The exercise: Leave the pictures out and quote every line from the start of the listing to the line with "const ico = (body: unknown, color", inclusive.

**** Provided data

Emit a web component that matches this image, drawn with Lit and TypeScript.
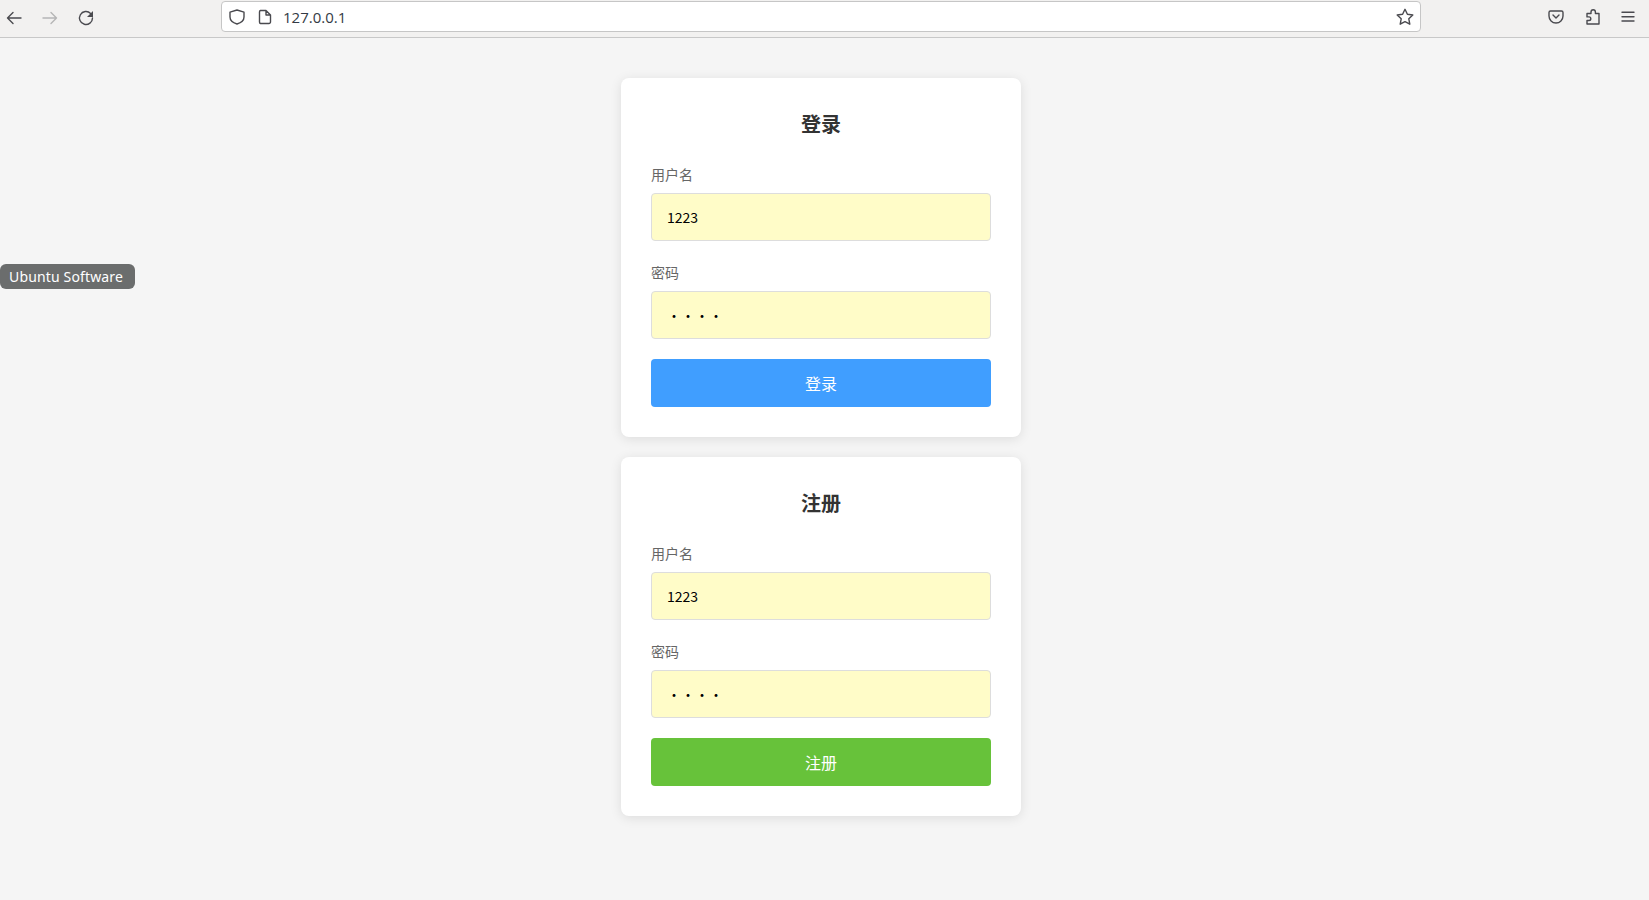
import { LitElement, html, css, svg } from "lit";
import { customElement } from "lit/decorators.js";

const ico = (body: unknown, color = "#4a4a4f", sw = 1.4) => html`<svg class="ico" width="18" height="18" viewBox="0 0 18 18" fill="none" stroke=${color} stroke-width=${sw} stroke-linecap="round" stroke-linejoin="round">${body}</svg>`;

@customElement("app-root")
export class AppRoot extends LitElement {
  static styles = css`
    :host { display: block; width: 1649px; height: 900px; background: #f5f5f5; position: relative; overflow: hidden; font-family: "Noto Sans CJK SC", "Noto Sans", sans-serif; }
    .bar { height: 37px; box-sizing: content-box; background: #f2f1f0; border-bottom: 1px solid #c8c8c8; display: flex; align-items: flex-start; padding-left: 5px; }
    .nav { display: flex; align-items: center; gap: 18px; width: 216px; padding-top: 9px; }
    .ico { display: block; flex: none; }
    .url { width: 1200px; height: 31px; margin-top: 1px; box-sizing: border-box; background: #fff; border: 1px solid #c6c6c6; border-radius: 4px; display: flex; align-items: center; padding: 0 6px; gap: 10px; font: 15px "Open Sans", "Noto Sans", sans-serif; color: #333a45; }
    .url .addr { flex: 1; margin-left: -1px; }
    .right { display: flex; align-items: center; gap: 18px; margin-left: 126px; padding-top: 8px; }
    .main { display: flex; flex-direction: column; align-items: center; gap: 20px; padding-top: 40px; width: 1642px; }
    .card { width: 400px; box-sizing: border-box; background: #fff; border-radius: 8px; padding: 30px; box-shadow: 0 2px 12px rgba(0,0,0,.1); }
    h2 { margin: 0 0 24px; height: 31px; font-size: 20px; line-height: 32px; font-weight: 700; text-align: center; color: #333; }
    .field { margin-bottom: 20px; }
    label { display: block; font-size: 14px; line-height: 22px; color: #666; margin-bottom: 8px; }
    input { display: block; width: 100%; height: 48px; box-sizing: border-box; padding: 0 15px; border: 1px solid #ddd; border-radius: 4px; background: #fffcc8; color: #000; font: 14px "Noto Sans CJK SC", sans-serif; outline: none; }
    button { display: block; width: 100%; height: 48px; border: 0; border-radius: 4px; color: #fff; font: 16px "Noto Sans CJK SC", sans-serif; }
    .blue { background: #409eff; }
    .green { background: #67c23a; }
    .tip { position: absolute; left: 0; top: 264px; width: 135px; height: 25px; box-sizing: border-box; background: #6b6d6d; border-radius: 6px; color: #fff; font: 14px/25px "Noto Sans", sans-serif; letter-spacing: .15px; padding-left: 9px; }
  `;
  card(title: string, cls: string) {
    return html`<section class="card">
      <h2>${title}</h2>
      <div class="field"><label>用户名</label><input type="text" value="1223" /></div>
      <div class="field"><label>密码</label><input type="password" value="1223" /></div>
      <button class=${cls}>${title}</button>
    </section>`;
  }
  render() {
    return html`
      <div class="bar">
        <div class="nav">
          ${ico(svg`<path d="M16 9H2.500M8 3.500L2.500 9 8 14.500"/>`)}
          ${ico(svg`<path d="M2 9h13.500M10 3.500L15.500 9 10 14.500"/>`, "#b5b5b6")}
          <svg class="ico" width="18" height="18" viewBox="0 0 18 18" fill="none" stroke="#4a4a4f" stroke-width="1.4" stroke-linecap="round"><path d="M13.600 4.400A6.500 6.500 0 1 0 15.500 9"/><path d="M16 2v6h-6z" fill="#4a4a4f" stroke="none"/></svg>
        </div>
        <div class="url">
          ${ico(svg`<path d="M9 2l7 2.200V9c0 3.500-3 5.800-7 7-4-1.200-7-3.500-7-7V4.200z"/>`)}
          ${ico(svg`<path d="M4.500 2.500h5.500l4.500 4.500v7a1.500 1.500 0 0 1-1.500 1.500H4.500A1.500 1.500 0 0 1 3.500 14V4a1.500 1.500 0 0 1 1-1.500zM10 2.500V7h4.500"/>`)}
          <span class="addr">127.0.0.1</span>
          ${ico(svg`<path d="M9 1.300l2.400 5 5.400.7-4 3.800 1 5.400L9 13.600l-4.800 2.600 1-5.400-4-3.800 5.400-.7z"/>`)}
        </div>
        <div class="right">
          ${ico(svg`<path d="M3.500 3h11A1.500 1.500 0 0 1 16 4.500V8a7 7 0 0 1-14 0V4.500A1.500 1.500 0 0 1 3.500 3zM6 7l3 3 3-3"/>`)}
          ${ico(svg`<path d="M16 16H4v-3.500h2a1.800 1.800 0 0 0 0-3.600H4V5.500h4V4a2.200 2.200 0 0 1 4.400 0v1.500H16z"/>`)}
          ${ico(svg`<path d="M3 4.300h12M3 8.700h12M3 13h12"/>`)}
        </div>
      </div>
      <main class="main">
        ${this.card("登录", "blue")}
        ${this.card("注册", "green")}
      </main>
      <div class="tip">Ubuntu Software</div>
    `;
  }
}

********

Answer to the problem:
Emit a web component that matches this image, drawn with Lit and TypeScript.
import { LitElement, html, css, svg } from "lit";
import { customElement } from "lit/decorators.js";

const ico = (body: unknown, color = "#4a4a4f", sw = 1.4) => html`<svg class="ico" width="18" height="18" viewBox="0 0 18 18" fill="none" stroke=${color} stroke-width=${sw} stroke-linecap="round" stroke-linejoin="round">${body}</svg>`;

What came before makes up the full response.